Image right: FUSE studies primordial chemical relics of the Big Bang, from which all the stars, planets and life evolved. FUSE was launched aboard a Boeing Delta II rocket, and lifted off from Cape Canaveral Air Station, Florida on June 24, 1999. Click image for enlargement. Credit: NASA
"FUSE accomplished all of its mission goals and more," said Alan Stern,
associate administrator for the Science Mission Directorate at NASA
Headquarters, Washington. "FUSE vastly increased our understanding of
our galaxy's evolution and many exotic phenomena and left a strong
legacy on which to build the next generation of investigations and
missions."
Launched in 1999, FUSE helped scientists answer important questions
about the conditions in the universe immediately following the Big Bang,
how chemicals disperse throughout galaxies, and the composition of
interstellar gas clouds that form stars and solar systems.
"FUSE helped pioneer low-cost, principal investigator-led astronomy
missions," said Jon Morse, director of the Astrophysics Division at NASA
Headquarters.
Image above: This is a false-color image of the star AE Aurigae (bright source of light slightly off center of image) embedded in a region of space containing smoke-like filaments of carbon-rich dust grains, a common phenomenon. Such dust might be hiding deuterium, an isotope of hydrogen, and stymieing astronomers' efforts to study star and galaxy formation. The FUSE satellite has surveyed the local deuterium concentration in the galaxy and found far more than expected. Because deuterium is a tracer of star and galaxy evolution, this discovery could radically alter theories about how stars and galaxy form. Credit: T.A. Rector and B.A. Wolpa, NOAO, AURA, and NSF
Examples of the many successes FUSE achieved during its mission:
By measuring abundances of molecular hydrogen (made of two hydrogen
atoms), FUSE showed that a large amount of water has escaped from Mars,
enough to form a global ocean 100 feet deep.

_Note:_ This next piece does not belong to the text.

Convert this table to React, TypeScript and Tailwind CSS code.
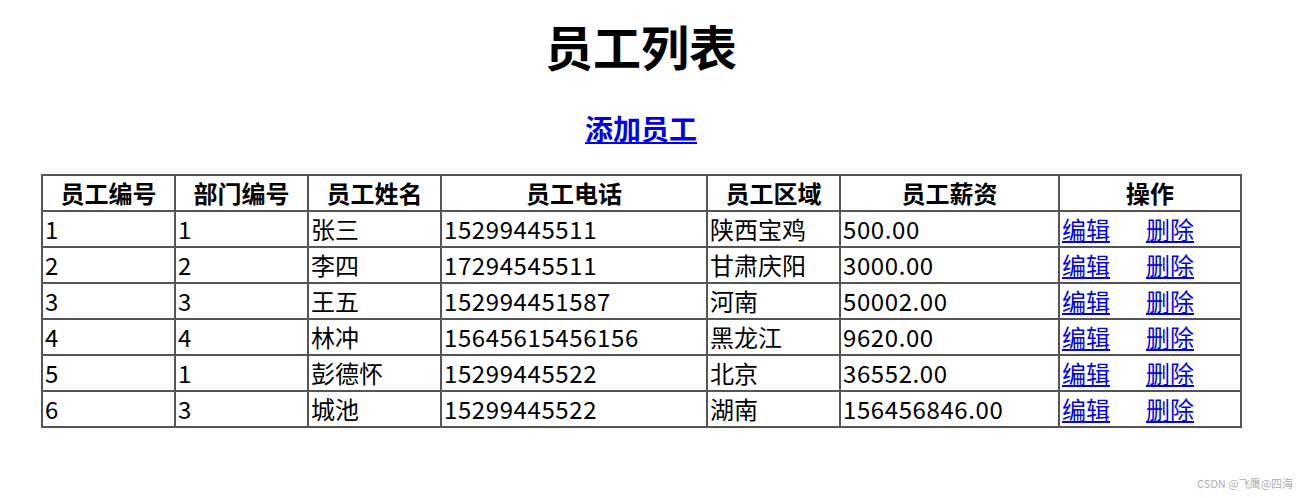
const employees = [
  { id: '1', dept: '1', name: '张三', phone: '15299445511', area: '陕西宝鸡', salary: '500.00' },
  { id: '2', dept: '2', name: '李四', phone: '17294545511', area: '甘肃庆阳', salary: '3000.00' },
  { id: '3', dept: '3', name: '王五', phone: '152994451587', area: '河南', salary: '50002.00' },
  { id: '4', dept: '4', name: '林冲', phone: '15645615456156', area: '黑龙江', salary: '9620.00' },
  { id: '5', dept: '1', name: '彭德怀', phone: '15299445522', area: '北京', salary: '36552.00' },
  { id: '6', dept: '3', name: '城池', phone: '15299445522', area: '湖南', salary: '156456846.00' },
]

const headers = ['员工编号', '部门编号', '员工姓名', '员工电话', '员工区域', '员工薪资', '操作']
const widths = ['w-[133px]', 'w-[133px]', 'w-[133px]', 'w-[266px]', 'w-[133px]', 'w-[219px]', 'w-[182px]']

export default function App() {
  return (
    <div className="relative w-[1282px] h-[498px] bg-white text-black font-['Noto_Sans_CJK_SC','Microsoft_YaHei',sans-serif]">
      <h1 className="pt-[17px] text-center text-[48px] font-bold leading-[56px]">员工列表</h1>
      <div className="mt-[37px] text-center">
        <a href="#" className="text-[28px] font-bold leading-[36px] text-[#0000ee] underline">
          添加员工
        </a>
      </div>
      <table className="mt-[28px] ml-[41px] w-[1199px] table-fixed border-collapse border-2 border-[#555] text-[24px]">
        <colgroup>
          {widths.map((w, i) => (
            <col key={i} className={w} />
          ))}
        </colgroup>
        <thead>
          <tr className="h-[36px]">
            {headers.map(h => (
              <th key={h} className="border-2 border-[#555] p-0 text-center font-bold leading-[32px]">
                {h}
              </th>
            ))}
          </tr>
        </thead>
        <tbody>
          {employees.map(e => (
            <tr key={e.id} className="h-[36px]">
              <td className="border-2 border-[#555] px-[2px] py-0 leading-[32px]">{e.id}</td>
              <td className="border-2 border-[#555] px-[2px] py-0 leading-[32px]">{e.dept}</td>
              <td className="border-2 border-[#555] px-[2px] py-0 leading-[32px]">{e.name}</td>
              <td className="border-2 border-[#555] px-[2px] py-0 leading-[32px] tracking-[0.6px]">{e.phone}</td>
              <td className="border-2 border-[#555] px-[2px] py-0 leading-[32px]">{e.area}</td>
              <td className="border-2 border-[#555] px-[2px] py-0 leading-[32px] tracking-[0.6px]">{e.salary}</td>
              <td className="border-2 border-[#555] px-[2px] py-0 leading-[32px]">
                <a href="#" className="text-[#0000ee] underline">编辑</a>
                <a href="#" className="ml-[36px] text-[#0000ee] underline">删除</a>
              </td>
            </tr>
          ))}
        </tbody>
      </table>
      <div className="absolute left-[1197px] top-[476px] text-[11px] leading-[14px] text-[#b0b0b0] whitespace-nowrap">
        CSDN @飞鹰@四海
      </div>
    </div>
  )
}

FUSE observed a debris disk that is surprisingly rich in carbon gas
orbiting the young star Beta Pictoris. The carbon overabundance
indicates either the star is forming planets that could end up as
exotic, carbon-rich worlds of graphite and methane, or Beta Pictoris is
revealing an unsuspected phenomenon that also occurred in the early
solar system.
FUSE discovered far more deuterium, a form of hydrogen with a proton
and a neutron instead of just one proton, in the Milky Way galaxy than
astronomers had expected. Deuterium was produced in the early universe,
but this isotope is destroyed easily in stellar nuclear reactions. "FUSE
showed that less deuterium has been burned in stars over cosmic time, in
agreement with modern models for the evolution of the galaxy and the
recent Wilkinson Microwave Anisotropy Probe results," said Warren Moos,
FUSE principal investigator, Johns Hopkins University, Baltimore.
FUSE saw that an atmosphere of very hot gas surrounds the Milky Way.
The ubiquity of hot gas around our galaxy demonstrates the galaxy is
even more dynamic than expected.
By detecting highly ionized oxygen atoms in intergalactic space, FUSE
showed that about 10 percent of matter in the local universe consists of
million-degree gas floating between the galaxies. This discovery might
help resolve the long-standing mystery of the universe's "missing
baryons." Baryons are subatomic particles, often protons and neutrons.
Calculations of how many baryons were produced in the very early
universe predict about twice as many baryons as astronomers have
observed. The rest of the missing baryons might exist as even hotter
gas, which could be observed by future X-ray observatories such as
NASA's Constellation-X.
"FUSE collected quality science data for eight years, longer than its
five-year goal. By any measure, FUSE was a success," said George
Sonneborn, FUSE project scientist at NASA's Goddard Space Flight Center,
Greenbelt, Md.
Although FUSE's mission has ended, NASA's ultraviolet study of the
universe continues. In 2008, NASA will conduct a servicing mission to
the Hubble Space Telescope to install a new ultraviolet spectrograph on
the telescope and repair another. The new Cosmic Origins Spectrograph,
or COS, is designed to study remote galaxies and nearby stars in the
ultraviolet. Hubble's Space Telescope Imaging Spectrograph also will be
repaired. That instrument had ultraviolet capabilities complementary to
the COS and was used in conjunction with FUSE when both were
operational. The spectrograph failed due to an electronic short in
August 2004 after more than seven years of in-orbit operations.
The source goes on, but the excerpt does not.